Problem requirements: Retype only what runs from the beginning of the data through the line with "const hasBlack = (i: number)"; please omit the pictures and keep every line exact.

Extracted records:

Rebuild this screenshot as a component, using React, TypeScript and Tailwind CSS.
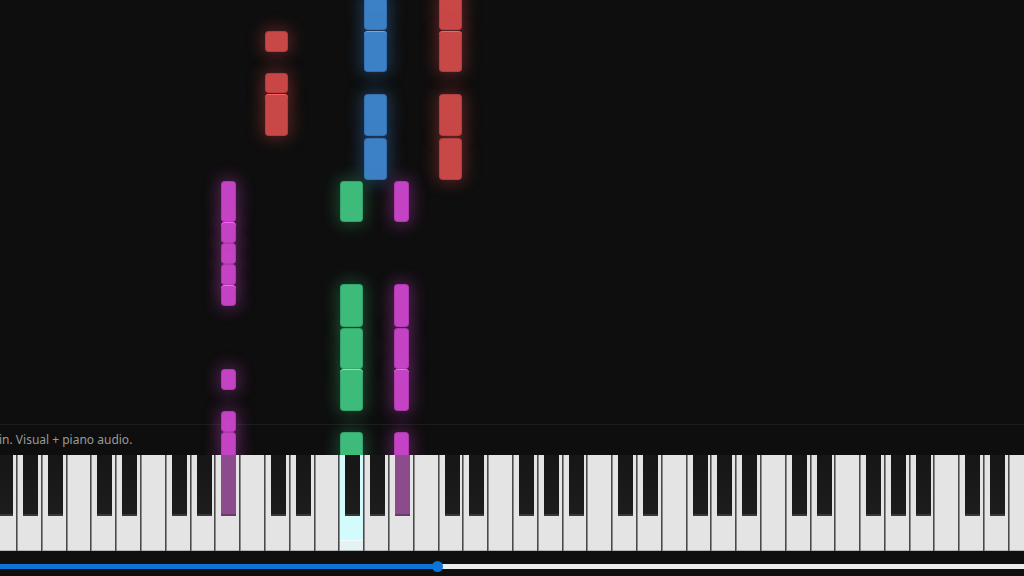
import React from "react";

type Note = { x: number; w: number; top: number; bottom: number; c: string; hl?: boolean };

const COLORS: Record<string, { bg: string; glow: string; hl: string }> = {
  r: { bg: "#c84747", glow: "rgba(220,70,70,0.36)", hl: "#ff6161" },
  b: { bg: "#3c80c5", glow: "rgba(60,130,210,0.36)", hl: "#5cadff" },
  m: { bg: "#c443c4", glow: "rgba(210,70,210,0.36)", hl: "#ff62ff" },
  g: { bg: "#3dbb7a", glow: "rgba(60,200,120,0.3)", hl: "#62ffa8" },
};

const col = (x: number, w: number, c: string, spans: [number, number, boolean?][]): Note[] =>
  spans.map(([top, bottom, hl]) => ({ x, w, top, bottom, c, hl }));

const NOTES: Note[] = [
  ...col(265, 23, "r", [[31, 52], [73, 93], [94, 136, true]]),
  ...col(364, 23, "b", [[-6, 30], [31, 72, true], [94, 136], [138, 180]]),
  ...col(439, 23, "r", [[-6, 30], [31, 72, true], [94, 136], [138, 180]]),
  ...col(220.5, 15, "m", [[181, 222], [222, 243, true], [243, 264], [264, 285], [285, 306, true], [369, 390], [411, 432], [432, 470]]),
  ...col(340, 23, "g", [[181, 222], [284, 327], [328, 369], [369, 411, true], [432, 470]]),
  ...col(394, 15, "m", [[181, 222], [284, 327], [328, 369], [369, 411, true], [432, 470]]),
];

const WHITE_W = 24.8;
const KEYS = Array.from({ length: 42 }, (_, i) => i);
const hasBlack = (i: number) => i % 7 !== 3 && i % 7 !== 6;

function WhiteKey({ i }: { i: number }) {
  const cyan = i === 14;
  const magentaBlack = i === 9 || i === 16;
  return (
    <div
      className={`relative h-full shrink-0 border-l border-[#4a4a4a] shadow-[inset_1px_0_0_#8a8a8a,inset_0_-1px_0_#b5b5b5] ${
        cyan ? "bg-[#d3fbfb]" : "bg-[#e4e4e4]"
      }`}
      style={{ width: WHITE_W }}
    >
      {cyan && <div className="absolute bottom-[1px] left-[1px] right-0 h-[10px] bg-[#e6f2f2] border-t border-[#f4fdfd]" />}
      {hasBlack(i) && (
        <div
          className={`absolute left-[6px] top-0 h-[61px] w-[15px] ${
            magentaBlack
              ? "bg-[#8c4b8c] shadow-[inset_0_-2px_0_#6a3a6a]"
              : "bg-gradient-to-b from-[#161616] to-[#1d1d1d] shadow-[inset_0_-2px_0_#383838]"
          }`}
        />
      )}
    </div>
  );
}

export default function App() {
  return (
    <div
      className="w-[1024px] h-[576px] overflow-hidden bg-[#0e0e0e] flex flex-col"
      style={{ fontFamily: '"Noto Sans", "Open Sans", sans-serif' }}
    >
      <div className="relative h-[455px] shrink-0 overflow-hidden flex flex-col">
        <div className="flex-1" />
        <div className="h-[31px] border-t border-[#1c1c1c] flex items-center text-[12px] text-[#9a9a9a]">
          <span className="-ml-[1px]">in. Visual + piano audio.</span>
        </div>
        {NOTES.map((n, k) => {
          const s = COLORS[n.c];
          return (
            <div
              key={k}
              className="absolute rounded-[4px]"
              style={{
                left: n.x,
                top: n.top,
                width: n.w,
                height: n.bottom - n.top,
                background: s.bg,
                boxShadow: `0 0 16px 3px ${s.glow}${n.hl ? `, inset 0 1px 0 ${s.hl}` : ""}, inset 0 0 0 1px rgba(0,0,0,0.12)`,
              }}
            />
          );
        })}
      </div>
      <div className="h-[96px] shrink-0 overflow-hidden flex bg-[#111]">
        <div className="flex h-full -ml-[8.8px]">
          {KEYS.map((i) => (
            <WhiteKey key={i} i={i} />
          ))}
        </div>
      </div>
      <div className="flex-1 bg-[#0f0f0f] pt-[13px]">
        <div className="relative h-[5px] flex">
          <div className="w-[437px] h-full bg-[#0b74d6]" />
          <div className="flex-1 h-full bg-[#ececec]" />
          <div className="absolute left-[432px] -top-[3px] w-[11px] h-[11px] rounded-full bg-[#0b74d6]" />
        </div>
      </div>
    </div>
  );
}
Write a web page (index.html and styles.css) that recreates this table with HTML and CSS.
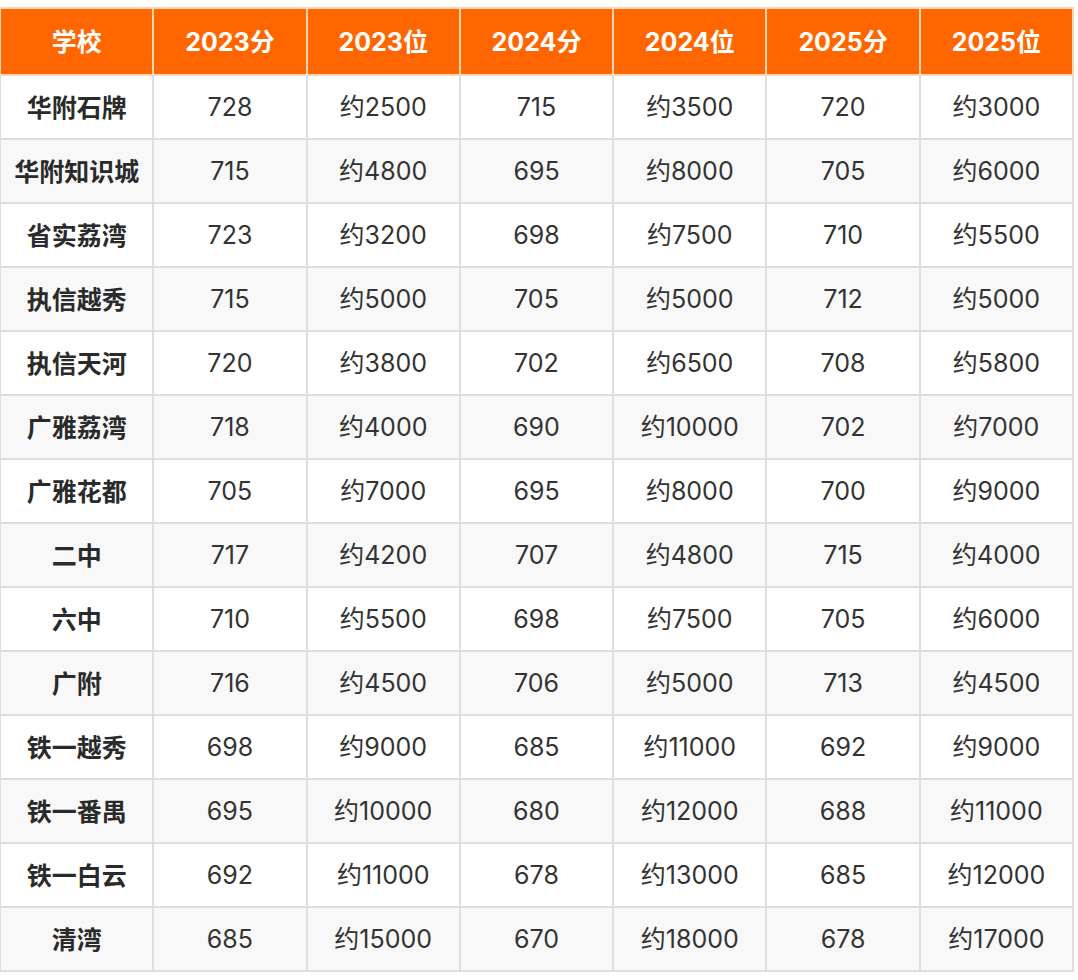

Response to this task:
Rebuild this screenshot as a component, using React, TypeScript and Tailwind CSS.
import React from "react";

type Note = { x: number; w: number; top: number; bottom: number; c: string; hl?: boolean };

const COLORS: Record<string, { bg: string; glow: string; hl: string }> = {
  r: { bg: "#c84747", glow: "rgba(220,70,70,0.36)", hl: "#ff6161" },
  b: { bg: "#3c80c5", glow: "rgba(60,130,210,0.36)", hl: "#5cadff" },
  m: { bg: "#c443c4", glow: "rgba(210,70,210,0.36)", hl: "#ff62ff" },
  g: { bg: "#3dbb7a", glow: "rgba(60,200,120,0.3)", hl: "#62ffa8" },
};

const col = (x: number, w: number, c: string, spans: [number, number, boolean?][]): Note[] =>
  spans.map(([top, bottom, hl]) => ({ x, w, top, bottom, c, hl }));

const NOTES: Note[] = [
  ...col(265, 23, "r", [[31, 52], [73, 93], [94, 136, true]]),
  ...col(364, 23, "b", [[-6, 30], [31, 72, true], [94, 136], [138, 180]]),
  ...col(439, 23, "r", [[-6, 30], [31, 72, true], [94, 136], [138, 180]]),
  ...col(220.5, 15, "m", [[181, 222], [222, 243, true], [243, 264], [264, 285], [285, 306, true], [369, 390], [411, 432], [432, 470]]),
  ...col(340, 23, "g", [[181, 222], [284, 327], [328, 369], [369, 411, true], [432, 470]]),
  ...col(394, 15, "m", [[181, 222], [284, 327], [328, 369], [369, 411, true], [432, 470]]),
];

const WHITE_W = 24.8;
const KEYS = Array.from({ length: 42 }, (_, i) => i);
const hasBlack = (i: number) => i % 7 !== 3 && i % 7 !== 6;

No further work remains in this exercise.